Les équipes de vérification des automobiles (EVA) appartenant au Corps des gardes-frontière n'interviennent plus dans le canton de Fribourg. Pourtant, leur savoir est indispensable à la brigade des stups quand il s'agit de dénicher une cachette dans un véhicule. Les hommes sur le terrain grondent. La hiérarchie répond à fleuret moucheté.
Un automobiliste zurichois qui aurait été soumis à un alcootest par le Corps des gardes-frontière (Cgfr)? Un pendulaire irrité par un contrôle d'identité dans l'Intercity Fribourg-Berne effectué par ces mêmes douaniers? Lorsqu'il intervient à l'intérieur du territoire, le Cgfr suscite des critiques. Dans une interview à la «SonntagsZeitung», Hans Hollenstein, ministre de la Sécurité zurichois, affirmait que ces hommes devaient simplement remplir leurs missions de base plutôt que de reprendre celles des polices cantonales...Mal-aimés, les douaniers possèdent cependant des compétences dont les polices cantonales ne peuvent se passer, comme celles des équipes de vérification des automobiles (EVA), capables de démonter Fiat 500, Porsche Cayenne ou Audi A8 sans perdre un écrou.D'après nos sources, la Police cantonale fribourgeoise et le Cgfr sont pourtant en froid concernant l'engagement dans le canton de ces spécialistes des compartiments habilement aménagés par les malfrats dans les véhicules. Une information interne aux douanes confirme qu'il n'y a tout simplement plus de missions de ces équipes dans le canton de Fribourg. Dernièrement, une demande de la brigade des stupéfiants de la Police cantonale fribourgeoise a essuyé une fin de non-recevoir...C'est pourtant une collaboration entre les stups fribourgeois et l'une de ces équipes EVA qui avait permis la saisie, voici quelques années, de 20 kg d'héroïne dans un fourgon à Chiasso. Dire que la situation actuelle déplaît aux inspecteurs de la Police de sûreté fribourgeoise est un euphémisme.
Le commandant réfute
Manque de moyens ou mauvaise volonté? «Depuis les critiques adressées aux douanes par le canton de Fribourg à la suite du contrôle d'identité effectué dans le train Fribourg-Berne en 2009, il y a une vraie guerre des chefs entre la Police cantonale fribourgeoise et la direction du Cgfr», assure un collaborateur proche du dossier.
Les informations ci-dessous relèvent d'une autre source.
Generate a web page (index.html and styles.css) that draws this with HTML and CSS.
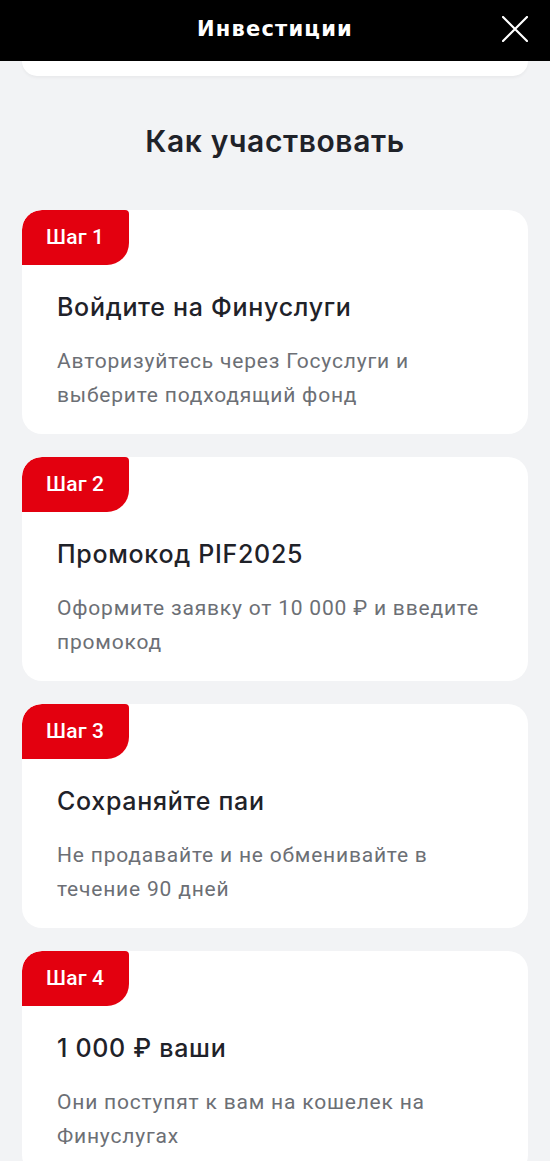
FILE: index.html
```html
<!DOCTYPE html>
<html lang="ru">
<head>
    <meta charset="UTF-8">
    <meta name="viewport" content="width=device-width, initial-scale=1.0">
    <title>Инвестиции</title>
    <link rel="stylesheet" href="styles.css">
</head>
<body>
    <header class="top-bar">
        <div class="top-title">Инвестиции</div>
        <button class="close-btn" aria-label="Закрыть">
            <svg width="26" height="26" viewBox="0 0 26 26">
                <path d="M1 1 L25 25 M25 1 L1 25" stroke="#fff" stroke-width="2.2" stroke-linecap="round" fill="none"/>
            </svg>
        </button>
    </header>

    <main class="content">
        <div class="prev-card"></div>

        <h1 class="section-title">Как участвовать</h1>

        <div class="steps">
            <div class="step-card">
                <div class="step-badge">Шаг 1</div>
                <h2 class="step-title">Войдите на Финуслуги</h2>
                <p class="step-text">Авторизуйтесь через Госуслуги и выберите подходящий фонд</p>
            </div>
            <div class="step-card">
                <div class="step-badge">Шаг 2</div>
                <h2 class="step-title">Промокод PIF2025</h2>
                <p class="step-text">Оформите заявку от 10&nbsp;000&nbsp;₽ и введите промокод</p>
            </div>
            <div class="step-card">
                <div class="step-badge">Шаг 3</div>
                <h2 class="step-title">Сохраняйте паи</h2>
                <p class="step-text">Не продавайте и не обменивайте в течение 90 дней</p>
            </div>
            <div class="step-card">
                <div class="step-badge">Шаг 4</div>
                <h2 class="step-title">1&nbsp;000&nbsp;₽ ваши</h2>
                <p class="step-text">Они поступят к вам на кошелек на Финуслугах</p>
            </div>
        </div>
    </main>
</body>
</html>
```

FILE: styles.css
```css
:root {
    --bg: #f2f3f5;
    --red: #e3000f;
    --dark: #1f2229;
    --grey: #6c6f75;
}

* {
    margin: 0;
    padding: 0;
    box-sizing: border-box;
}

body {
    font-family: Roboto, 'Noto Sans', sans-serif;
    background: var(--bg);
    overflow: hidden;
}

.top-bar {
    height: 61px;
    background: #000;
    display: flex;
    align-items: center;
    justify-content: center;
    position: relative;
}

.top-title {
    color: #fff;
    font-family: 'DejaVu Sans', sans-serif;
    font-weight: bold;
    font-size: 21px;
    letter-spacing: 1.2px;
    margin-top: -4px;
}

.close-btn {
    position: absolute;
    right: 22px;
    top: 16px;
    width: 26px;
    height: 26px;
    background: none;
    border: none;
    display: flex;
}

.content {
    padding: 0 22px;
}

.prev-card {
    height: 15px;
    background: #fff;
    border-radius: 0 0 20px 20px;
    box-shadow: 0 2px 3px rgba(0, 0, 0, 0.04);
}

.section-title {
    text-align: center;
    font-family: Inter, sans-serif;
    font-size: 30px;
    font-weight: 600;
    letter-spacing: 0.6px;
    color: var(--dark);
    line-height: 40px;
    margin: 45px 0 49px;
}

.steps {
    display: flex;
    flex-direction: column;
    gap: 23px;
}

.step-card {
    background: #fff;
    border-radius: 20px;
    height: 224px;
    overflow: hidden;
}

.step-badge {
    width: 107px;
    height: 55px;
    background: var(--red);
    color: #fff;
    font-size: 21px;
    font-weight: 500;
    letter-spacing: 0.2px;
    line-height: 55px;
    padding-left: 24px;
    border-radius: 20px 4px 22px 0;
}

.step-title {
    font-family: Inter, sans-serif;
    font-size: 25px;
    font-weight: 500;
    letter-spacing: 0.7px;
    color: var(--dark);
    line-height: 32px;
    margin: 26px 35px 0;
}

.step-text {
    font-size: 21px;
    letter-spacing: 0.8px;
    color: var(--grey);
    line-height: 34px;
    margin: 21px 35px 0;
}
```
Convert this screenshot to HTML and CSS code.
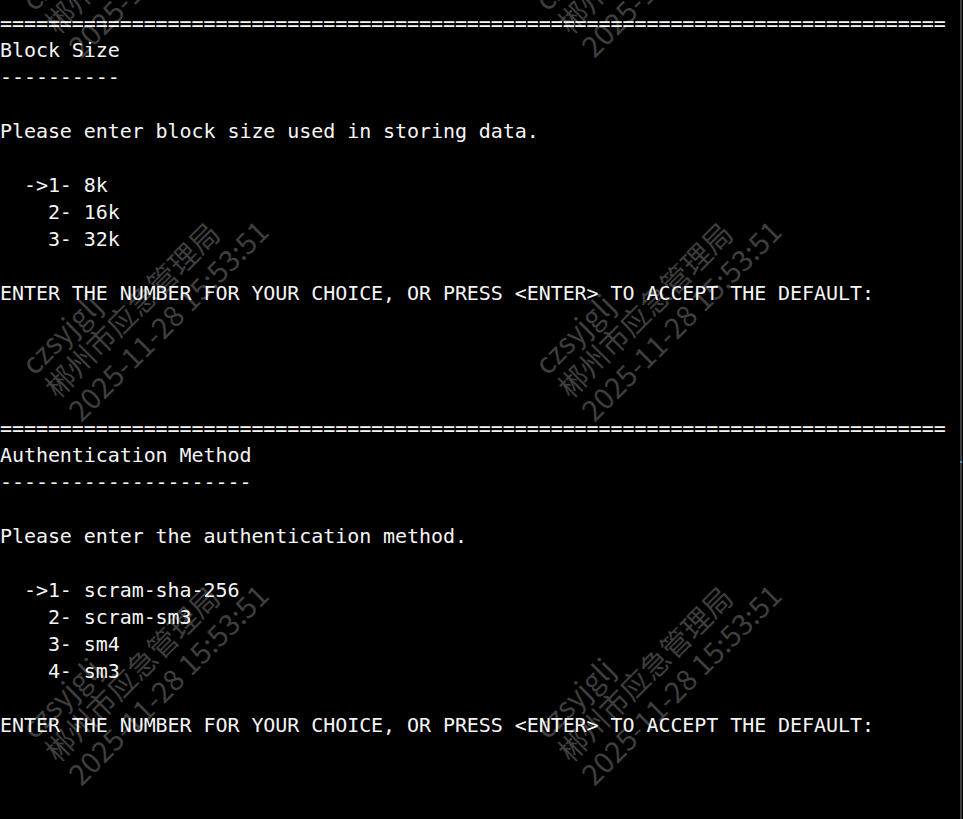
FILE: index.html
```html
<!DOCTYPE html>
<html lang="en">
<head>
<meta charset="utf-8">
<title>Terminal</title>
<link rel="stylesheet" href="styles.css">
</head>
<body>
<div class="screen">
<pre class="term">===============================================================================
Block Size
----------

Please enter block size used in storing data.

  -&gt;1- 8k
    2- 16k
    3- 32k

ENTER THE NUMBER FOR YOUR CHOICE, OR PRESS &lt;ENTER&gt; TO ACCEPT THE DEFAULT:




===============================================================================
Authentication Method
---------------------

Please enter the authentication method.

  -&gt;1- scram-sha-256
    2- scram-sm3
    3- sm4
    4- sm3

ENTER THE NUMBER FOR YOUR CHOICE, OR PRESS &lt;ENTER&gt; TO ACCEPT THE DEFAULT:
</pre>
<div class="scrollbar"><div class="thumb"></div></div>
<div class="watermarks" aria-hidden="true">
  <div class="wm"><div>czsyjglj</div><div>郴州市应急管理局</div><div>2025-11-28 15:53:51</div></div>
  <div class="wm"><div>czsyjglj</div><div>郴州市应急管理局</div><div>2025-11-28 15:53:51</div></div>
  <div class="wm"><div>czsyjglj</div><div>郴州市应急管理局</div><div>2025-11-28 15:53:51</div></div>
  <div class="wm"><div>czsyjglj</div><div>郴州市应急管理局</div><div>2025-11-28 15:53:51</div></div>
  <div class="wm"><div>czsyjglj</div><div>郴州市应急管理局</div><div>2025-11-28 15:53:51</div></div>
  <div class="wm"><div>czsyjglj</div><div>郴州市应急管理局</div><div>2025-11-28 15:53:51</div></div>
</div>
</div>
</body>
</html>
```
FILE: styles.css
```css
html, body {
  margin: 0;
  padding: 0;
  background: #000;
}
.screen {
  position: relative;
  width: 963px;
  height: 819px;
  overflow: hidden;
  display: flex;
  background: #000;
}
.term {
  flex: 1;
  margin: 0;
  padding: 10px 0 0 0;
  font-family: "DejaVu Sans Mono", "Liberation Mono", monospace;
  font-size: 20px;
  letter-spacing: -0.07px;
  line-height: 27px;
  color: #f5f5f5;
  white-space: pre;
  overflow: hidden;
}
.scrollbar {
  width: 2px;
  margin-right: 1px;
  background: #3c3c3c;
}
.thumb {
  margin-top: 461px;
  height: 2px;
  background: #3a96dd;
}
.watermarks {
  position: absolute;
  left: 14px;
  top: -8px;
  display: grid;
  grid-template-columns: repeat(2, 513px);
  grid-auto-rows: 364px;
  pointer-events: none;
}
.wm {
  transform: rotate(-45deg);
  transform-origin: 0 0;
  white-space: nowrap;
  font-family: "Noto Sans CJK SC", "Noto Sans", sans-serif;
  font-size: 29px;
  line-height: 33px;
  color: rgba(255, 255, 255, 0.25);
}
```
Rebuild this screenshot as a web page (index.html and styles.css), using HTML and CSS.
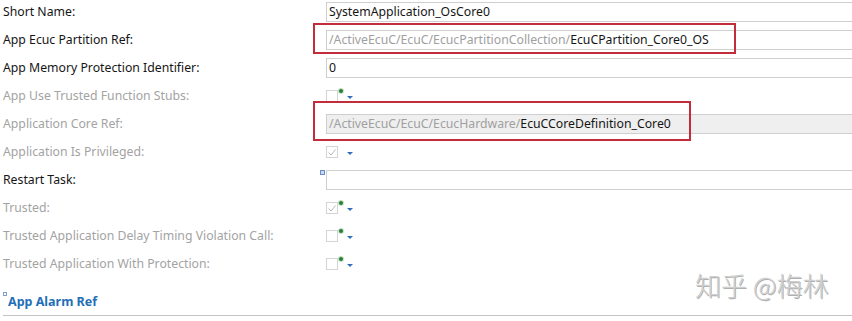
FILE: index.html
```html
<!DOCTYPE html>
<html>
<head>
<meta charset="utf-8">
<link rel="stylesheet" href="styles.css">
</head>
<body>
<div class="page">
  <div class="form">
    <div class="label">Short Name:</div>
    <div class="value"><div class="field">SystemApplication_OsCore0</div></div>

    <div class="label">App Ecuc Partition Ref:</div>
    <div class="value"><div class="field"><span class="path">/ActiveEcuC/EcuC/EcucPartitionCollection/</span>EcuCPartition_Core0_OS</div></div>

    <div class="label">App Memory Protection Identifier:</div>
    <div class="value"><div class="field">0</div></div>

    <div class="label dim">App Use Trusted Function Stubs:</div>
    <div class="value"><div class="check-wrap"><span class="box"></span><span class="star"></span><span class="arrow"></span></div></div>

    <div class="label dim">Application Core Ref:</div>
    <div class="value"><div class="field readonly"><span class="path">/ActiveEcuC/EcuC/EcucHardware/</span>EcuCCoreDefinition_Core0</div></div>

    <div class="label dim">Application Is Privileged:</div>
    <div class="value"><div class="check-wrap"><span class="box checked"><svg viewBox="0 0 12 12" width="12" height="12"><path d="M2.5 6.5 L5 9 L9.5 3.5" fill="none" stroke="#b8b8b8" stroke-width="1"/></svg></span><span class="nostar"></span><span class="arrow"></span></div></div>

    <div class="label">Restart Task:</div>
    <div class="value"><span class="mini-icon"></span><div class="field"></div></div>

    <div class="label dim">Trusted:</div>
    <div class="value"><div class="check-wrap"><span class="box checked"><svg viewBox="0 0 12 12" width="12" height="12"><path d="M2.5 6.5 L5 9 L9.5 3.5" fill="none" stroke="#b8b8b8" stroke-width="1"/></svg></span><span class="star"></span><span class="arrow"></span></div></div>

    <div class="label dim">Trusted Application Delay Timing Violation Call:</div>
    <div class="value"><div class="check-wrap"><span class="box"></span><span class="star"></span><span class="arrow"></span></div></div>

    <div class="label dim">Trusted Application With Protection:</div>
    <div class="value"><div class="check-wrap"><span class="box"></span><span class="star"></span><span class="arrow"></span></div></div>
  </div>

  <div class="section">
    <span class="sec-icon"></span>
    <span class="sec-title">App Alarm Ref</span>
  </div>
  <div class="rule"></div>

  <div class="mark mark-1"></div>
  <div class="mark mark-2"></div>
  <div class="watermark">知乎 @梅林</div>
</div>
</body>
</html>
```
FILE: styles.css
```css
html, body {
  margin: 0;
  padding: 0;
  background: #ffffff;
}
body {
  width: 852px;
  height: 321px;
  overflow: hidden;
  font-family: "Noto Sans", "Open Sans", sans-serif;
  font-size: 12.25px;
  color: #151515;
}
.page {
  position: relative;
  width: 852px;
  height: 321px;
}
.form {
  display: grid;
  grid-template-columns: 326px 526px;
  grid-auto-rows: 28px;
}
.label {
  padding-left: 3px;
  margin-top: 2px;
  height: 20px;
  line-height: 20px;
  white-space: nowrap;
  color: #151515;
}
.label.dim {
  color: #a3a3a3;
}
.value {
  position: relative;
}
.field {
  margin-top: 2px;
  height: 20px;
  box-sizing: border-box;
  border: 1px solid #cfcfcf;
  border-right: none;
  padding-left: 2px;
  line-height: 18px;
  white-space: nowrap;
  color: #151515;
  background: #fff;
}
.field.readonly {
  background: #efefef;
}
.path {
  color: #a0a0a0;
}
.check-wrap {
  display: flex;
  align-items: flex-start;
  margin-top: 6px;
  height: 14px;
}
.box {
  width: 12px;
  height: 12px;
  box-sizing: border-box;
  border: 1px solid #d4d4d4;
  background: #fff;
  display: block;
}
.box svg {
  display: block;
  margin: -1px 0 0 -1px;
}
.star {
  width: 4px;
  height: 4px;
  margin: -1px 0 0 1px;
  background: #2a7f35;
  border-radius: 50%;
  box-shadow: 0 0 0 1px rgba(60,160,70,0.3);
}
.nostar {
  width: 4px;
  height: 4px;
  margin-left: 1px;
}
.arrow {
  width: 0;
  height: 0;
  margin: 6px 0 0 4px;
  border-left: 3px solid transparent;
  border-right: 3px solid transparent;
  border-top: 3px solid #2f6fb8;
}
.mini-icon {
  position: absolute;
  left: -6px;
  top: 2px;
  width: 5px;
  height: 5px;
  box-sizing: border-box;
  border: 1px solid #6b8fc4;
  background: #c9d8ef;
}
.section {
  display: flex;
  align-items: flex-start;
  margin-top: 12px;
  height: 20px;
  padding-left: 3px;
}
.sec-icon {
  width: 4px;
  height: 4px;
  margin-top: 0;
  box-sizing: border-box;
  border: 1px solid #7f9fcf;
}
.sec-title {
  margin-left: 1px;
  line-height: 20px;
  font-weight: bold;
  font-size: 12.5px;
  color: #1f6fb8;
}
.rule {
  margin: 3px 0 0 3px;
  height: 1px;
  background: #c4c4c4;
}
.mark {
  position: absolute;
  box-sizing: border-box;
  border: 2px solid #c22c3b;
}
.mark-1 {
  left: 313px;
  top: 23px;
  width: 423px;
  height: 31px;
}
.mark-2 {
  left: 313px;
  top: 101px;
  width: 378px;
  height: 40px;
}
.watermark {
  position: absolute;
  left: 695px;
  top: 268px;
  font-family: "Noto Sans CJK SC", sans-serif;
  font-size: 26px;
  font-weight: 300;
  line-height: 34px;
  color: #cfcfcf;
  text-shadow: 1px 1px 0 #b0b0b0;
  white-space: nowrap;
}
```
Une attitude semble-t-il unique en Suisse romande, tous les autres cantons entretenant une bonne collaboration avec les douanes. «L'EVA a fait quelque chose pour nous il y a quinze jours», conteste Pierre Nidegger, commandant de la Police cantonale fribourgeoise. «En tout cas, je n'ai pas reçu d'information formelle sur le fait que le Cgfr ne collabore plus avec nous. Au contraire, tout va bien.»La direction des douanes joue la même partition apaisante, allegro ma non tropo, alors que sa base se plaint fortissimo de cette guéguerre. A la question est-il vrai que la hiérarchie du Cgfr a donné l'ordre de ne plus intervenir dans le canton de Fribourg? La porte-parole Stéphanie Widmer répond à fleuret moucheté: «Le canton de Fribourg n'a jamais souhaité une collaboration avec le Cgfr, nous respectons naturellement ce voeu. Les équipes EVA ne sont mises à disposition qu'à la demande des polices cantonales et en fonction des moyens disponibles.»
En plus, c'est gratuit
A l'instar de six autres cantons, Fribourg n'a pas (ou ne veut pas) d'accord avec le Cgfr. Paierait-il la note? Une chose est sûre: la Police cantonale fribourgeoise - pas plus que celles des autres cantons d'ailleurs - n'est pas capable de désosser autos, fourgons et camions comme ces experts formés pendant deux ans à cet art. Ce qui ne gâche rien, la contribution de ces as de l'endoscopie sur véhicules - opérant avec un effectif d'une vingtaine d'hommes pour la région Vaud, Fribourg et Valais à partir de Vallorbe et Martigny - est gratuite!La compétence clé de l'EVA est de découvrir des compartiments secrets dans des véhicules, notamment en effectuant un examen de cavités avec des instruments optiques spéciaux. «L'EVA est engagée dans la lutte contre la criminalité transfrontalière et dans la lutte contre la contrebande», ajoute Stéphanie Widmer.A noter qu'il n'y a pas que les autos des passeurs de drogue qui sont intéressantes pour les équipes EVA. Celles des cambrioleurs chargeant les magasins à la voiture-bélier comme dernièrement à Planfayon ou Ependes le sont également. Les malfrats peuvent dissimuler une part de leur butin dans des endroits insoupçonnés du véhicule. Des cachettes qu'une EVA déjoue en un tour de main.